- JOB
Scan the entries below. List each line with "this".

- DATA LISTING

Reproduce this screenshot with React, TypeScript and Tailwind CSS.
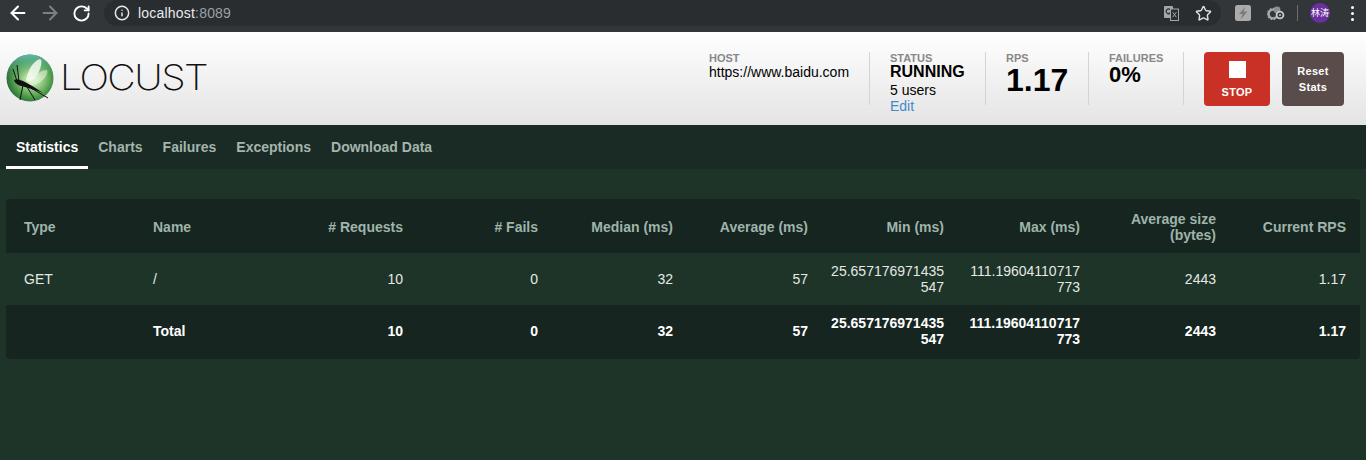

--

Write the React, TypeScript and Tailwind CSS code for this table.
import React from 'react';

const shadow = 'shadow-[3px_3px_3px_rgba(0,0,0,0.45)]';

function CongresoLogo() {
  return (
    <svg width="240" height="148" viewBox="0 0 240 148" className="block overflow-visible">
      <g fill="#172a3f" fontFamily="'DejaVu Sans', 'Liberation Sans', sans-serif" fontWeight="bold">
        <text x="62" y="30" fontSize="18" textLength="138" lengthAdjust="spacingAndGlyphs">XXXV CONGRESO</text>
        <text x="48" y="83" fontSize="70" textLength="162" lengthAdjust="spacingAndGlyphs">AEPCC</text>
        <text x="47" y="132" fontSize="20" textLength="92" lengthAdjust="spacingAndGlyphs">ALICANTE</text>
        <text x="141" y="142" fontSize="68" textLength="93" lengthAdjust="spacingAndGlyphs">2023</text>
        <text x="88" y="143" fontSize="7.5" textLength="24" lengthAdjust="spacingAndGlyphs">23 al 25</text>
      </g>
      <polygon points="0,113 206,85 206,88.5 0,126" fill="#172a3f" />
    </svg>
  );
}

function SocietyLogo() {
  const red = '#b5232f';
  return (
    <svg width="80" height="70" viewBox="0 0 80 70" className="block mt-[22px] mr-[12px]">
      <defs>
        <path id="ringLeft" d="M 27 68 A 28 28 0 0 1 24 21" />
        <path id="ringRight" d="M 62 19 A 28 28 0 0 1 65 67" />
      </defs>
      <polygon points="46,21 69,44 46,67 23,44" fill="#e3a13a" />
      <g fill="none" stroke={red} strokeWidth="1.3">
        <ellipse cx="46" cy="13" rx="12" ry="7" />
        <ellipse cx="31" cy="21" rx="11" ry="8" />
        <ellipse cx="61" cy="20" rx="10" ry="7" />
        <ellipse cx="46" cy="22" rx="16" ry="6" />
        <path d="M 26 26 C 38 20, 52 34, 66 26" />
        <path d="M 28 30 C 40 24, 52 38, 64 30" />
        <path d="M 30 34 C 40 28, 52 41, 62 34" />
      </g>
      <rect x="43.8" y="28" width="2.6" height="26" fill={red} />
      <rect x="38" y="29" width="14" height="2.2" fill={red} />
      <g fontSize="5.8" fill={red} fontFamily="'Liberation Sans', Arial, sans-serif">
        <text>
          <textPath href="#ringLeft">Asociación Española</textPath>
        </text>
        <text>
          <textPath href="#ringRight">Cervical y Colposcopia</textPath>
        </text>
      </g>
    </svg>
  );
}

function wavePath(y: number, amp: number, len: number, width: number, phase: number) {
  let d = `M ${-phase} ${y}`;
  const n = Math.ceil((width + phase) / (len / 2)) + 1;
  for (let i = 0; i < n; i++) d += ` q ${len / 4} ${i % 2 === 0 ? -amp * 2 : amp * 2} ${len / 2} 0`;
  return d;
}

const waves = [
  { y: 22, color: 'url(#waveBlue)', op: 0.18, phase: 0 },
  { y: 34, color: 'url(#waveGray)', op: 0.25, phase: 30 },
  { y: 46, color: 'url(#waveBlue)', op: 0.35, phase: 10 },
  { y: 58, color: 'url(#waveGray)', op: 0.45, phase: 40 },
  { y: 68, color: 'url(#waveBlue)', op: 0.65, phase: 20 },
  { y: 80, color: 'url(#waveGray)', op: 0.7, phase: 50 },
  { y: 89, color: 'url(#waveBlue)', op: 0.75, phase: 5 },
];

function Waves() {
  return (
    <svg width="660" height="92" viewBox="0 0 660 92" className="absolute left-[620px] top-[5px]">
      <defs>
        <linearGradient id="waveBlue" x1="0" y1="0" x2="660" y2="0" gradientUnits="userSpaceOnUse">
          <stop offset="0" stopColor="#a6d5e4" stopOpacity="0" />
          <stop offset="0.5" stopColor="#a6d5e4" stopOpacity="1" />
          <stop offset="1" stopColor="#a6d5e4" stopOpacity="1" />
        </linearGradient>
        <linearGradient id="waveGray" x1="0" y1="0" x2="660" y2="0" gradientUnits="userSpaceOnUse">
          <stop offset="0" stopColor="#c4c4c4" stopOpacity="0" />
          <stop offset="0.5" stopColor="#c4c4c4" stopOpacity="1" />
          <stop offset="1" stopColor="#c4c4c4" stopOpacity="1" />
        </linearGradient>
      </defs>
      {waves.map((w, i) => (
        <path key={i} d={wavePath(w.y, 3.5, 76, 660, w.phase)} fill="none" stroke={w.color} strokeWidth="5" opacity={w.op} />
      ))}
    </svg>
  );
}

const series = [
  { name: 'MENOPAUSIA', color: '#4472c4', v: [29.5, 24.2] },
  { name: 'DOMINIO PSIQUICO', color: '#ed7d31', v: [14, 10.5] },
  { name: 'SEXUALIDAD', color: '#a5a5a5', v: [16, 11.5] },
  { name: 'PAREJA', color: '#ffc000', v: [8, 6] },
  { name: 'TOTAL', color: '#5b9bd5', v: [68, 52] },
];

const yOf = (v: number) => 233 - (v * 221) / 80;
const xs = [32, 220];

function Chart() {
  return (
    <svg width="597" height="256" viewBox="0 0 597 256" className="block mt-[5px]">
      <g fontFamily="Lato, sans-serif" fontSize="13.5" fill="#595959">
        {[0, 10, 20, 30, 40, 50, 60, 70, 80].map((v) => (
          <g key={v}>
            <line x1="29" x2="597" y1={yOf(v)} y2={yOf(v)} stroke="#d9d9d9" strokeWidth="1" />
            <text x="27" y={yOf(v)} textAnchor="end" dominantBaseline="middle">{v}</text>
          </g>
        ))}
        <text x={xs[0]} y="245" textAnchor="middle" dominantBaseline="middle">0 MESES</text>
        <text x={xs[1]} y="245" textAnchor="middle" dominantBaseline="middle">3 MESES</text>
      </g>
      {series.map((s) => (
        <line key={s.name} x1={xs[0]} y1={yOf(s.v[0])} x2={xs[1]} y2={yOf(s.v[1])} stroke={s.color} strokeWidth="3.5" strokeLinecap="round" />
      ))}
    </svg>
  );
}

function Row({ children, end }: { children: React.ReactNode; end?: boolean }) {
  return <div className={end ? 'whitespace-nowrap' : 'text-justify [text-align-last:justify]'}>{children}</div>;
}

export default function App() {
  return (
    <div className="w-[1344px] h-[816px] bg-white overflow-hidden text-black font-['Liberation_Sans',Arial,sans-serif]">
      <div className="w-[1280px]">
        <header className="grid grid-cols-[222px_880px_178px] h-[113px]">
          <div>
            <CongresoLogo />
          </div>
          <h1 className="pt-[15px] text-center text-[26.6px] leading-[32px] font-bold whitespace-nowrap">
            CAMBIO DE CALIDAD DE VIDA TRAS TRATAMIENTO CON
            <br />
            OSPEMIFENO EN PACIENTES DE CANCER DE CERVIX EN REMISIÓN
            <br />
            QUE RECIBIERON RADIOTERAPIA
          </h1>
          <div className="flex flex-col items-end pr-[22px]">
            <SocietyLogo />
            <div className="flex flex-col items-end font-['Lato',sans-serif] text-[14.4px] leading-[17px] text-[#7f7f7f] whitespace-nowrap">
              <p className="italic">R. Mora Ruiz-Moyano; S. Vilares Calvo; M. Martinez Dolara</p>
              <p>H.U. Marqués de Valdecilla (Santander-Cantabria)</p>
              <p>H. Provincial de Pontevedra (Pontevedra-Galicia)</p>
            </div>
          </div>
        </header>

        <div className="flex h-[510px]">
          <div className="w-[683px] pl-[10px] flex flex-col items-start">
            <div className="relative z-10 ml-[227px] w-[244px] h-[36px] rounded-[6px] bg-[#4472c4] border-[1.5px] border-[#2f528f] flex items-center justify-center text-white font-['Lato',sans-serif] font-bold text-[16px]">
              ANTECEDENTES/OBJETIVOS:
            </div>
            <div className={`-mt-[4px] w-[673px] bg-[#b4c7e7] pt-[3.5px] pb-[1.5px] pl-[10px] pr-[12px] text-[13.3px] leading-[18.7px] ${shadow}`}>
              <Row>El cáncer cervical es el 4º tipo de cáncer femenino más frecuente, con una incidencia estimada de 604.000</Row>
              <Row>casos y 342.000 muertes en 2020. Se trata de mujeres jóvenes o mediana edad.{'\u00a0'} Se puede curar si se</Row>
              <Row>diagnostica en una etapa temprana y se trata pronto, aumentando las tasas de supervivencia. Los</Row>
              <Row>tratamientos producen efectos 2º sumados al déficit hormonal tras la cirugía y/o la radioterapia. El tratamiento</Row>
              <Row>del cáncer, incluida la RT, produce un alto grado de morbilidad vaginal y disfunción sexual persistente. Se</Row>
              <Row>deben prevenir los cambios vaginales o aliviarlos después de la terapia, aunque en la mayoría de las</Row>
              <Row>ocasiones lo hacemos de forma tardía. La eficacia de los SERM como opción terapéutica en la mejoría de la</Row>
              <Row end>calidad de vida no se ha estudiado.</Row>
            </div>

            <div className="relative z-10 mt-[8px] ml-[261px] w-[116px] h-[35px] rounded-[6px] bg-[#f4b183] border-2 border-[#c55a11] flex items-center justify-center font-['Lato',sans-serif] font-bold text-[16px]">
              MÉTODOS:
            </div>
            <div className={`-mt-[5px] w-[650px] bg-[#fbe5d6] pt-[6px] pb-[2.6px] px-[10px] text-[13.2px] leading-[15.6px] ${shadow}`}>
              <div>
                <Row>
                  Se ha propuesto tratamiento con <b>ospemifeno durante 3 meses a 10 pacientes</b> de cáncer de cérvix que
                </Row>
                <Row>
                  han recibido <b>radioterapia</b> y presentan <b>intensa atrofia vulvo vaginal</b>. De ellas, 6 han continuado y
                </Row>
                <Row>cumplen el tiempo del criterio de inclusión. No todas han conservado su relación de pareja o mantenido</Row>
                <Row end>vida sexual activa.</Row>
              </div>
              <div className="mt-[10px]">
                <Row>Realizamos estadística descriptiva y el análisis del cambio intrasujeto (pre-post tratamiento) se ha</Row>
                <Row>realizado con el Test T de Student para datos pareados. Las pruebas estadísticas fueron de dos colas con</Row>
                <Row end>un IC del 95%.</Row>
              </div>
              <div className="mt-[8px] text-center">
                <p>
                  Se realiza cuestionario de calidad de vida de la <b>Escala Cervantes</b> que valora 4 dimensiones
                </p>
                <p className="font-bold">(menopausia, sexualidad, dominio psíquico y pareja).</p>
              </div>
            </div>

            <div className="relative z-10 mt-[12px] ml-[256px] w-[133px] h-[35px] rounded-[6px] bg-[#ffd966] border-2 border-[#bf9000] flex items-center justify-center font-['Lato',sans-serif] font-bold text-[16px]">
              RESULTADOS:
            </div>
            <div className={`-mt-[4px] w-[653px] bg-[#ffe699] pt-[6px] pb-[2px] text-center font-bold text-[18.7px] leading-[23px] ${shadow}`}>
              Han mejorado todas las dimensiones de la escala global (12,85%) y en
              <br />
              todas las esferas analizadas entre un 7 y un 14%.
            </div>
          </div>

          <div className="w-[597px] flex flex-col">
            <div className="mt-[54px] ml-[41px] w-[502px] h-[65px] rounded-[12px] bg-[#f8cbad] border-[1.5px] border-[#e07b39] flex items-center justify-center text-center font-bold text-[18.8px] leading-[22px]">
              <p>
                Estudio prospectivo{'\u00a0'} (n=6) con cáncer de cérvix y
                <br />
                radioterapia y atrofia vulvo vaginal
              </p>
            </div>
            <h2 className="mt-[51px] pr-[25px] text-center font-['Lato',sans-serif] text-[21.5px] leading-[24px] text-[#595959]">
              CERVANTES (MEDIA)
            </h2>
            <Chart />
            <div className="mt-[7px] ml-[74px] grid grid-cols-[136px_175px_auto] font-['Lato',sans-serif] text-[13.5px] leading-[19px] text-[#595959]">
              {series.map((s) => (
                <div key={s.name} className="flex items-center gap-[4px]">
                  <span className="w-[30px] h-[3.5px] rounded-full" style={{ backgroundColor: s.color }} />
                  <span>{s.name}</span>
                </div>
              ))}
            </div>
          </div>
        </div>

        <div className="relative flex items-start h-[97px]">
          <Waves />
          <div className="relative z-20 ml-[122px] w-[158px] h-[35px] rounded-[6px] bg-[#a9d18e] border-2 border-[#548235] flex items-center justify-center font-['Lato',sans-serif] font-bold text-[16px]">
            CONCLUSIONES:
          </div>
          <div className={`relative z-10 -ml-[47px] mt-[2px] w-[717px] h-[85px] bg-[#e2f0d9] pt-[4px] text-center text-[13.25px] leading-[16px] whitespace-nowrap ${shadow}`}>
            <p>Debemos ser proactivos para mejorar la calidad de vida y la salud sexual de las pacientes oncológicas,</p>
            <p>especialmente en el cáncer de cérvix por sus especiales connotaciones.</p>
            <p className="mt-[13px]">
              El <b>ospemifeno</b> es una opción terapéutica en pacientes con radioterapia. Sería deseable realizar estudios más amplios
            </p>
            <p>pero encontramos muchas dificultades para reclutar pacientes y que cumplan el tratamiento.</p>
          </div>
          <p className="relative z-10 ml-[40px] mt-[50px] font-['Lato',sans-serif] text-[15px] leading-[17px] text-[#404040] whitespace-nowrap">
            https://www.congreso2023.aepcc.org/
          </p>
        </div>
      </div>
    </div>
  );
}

- COMPLETE ANSWER
Reproduce this screenshot with React, TypeScript and Tailwind CSS.
Write the React, TypeScript and Tailwind CSS code for this table.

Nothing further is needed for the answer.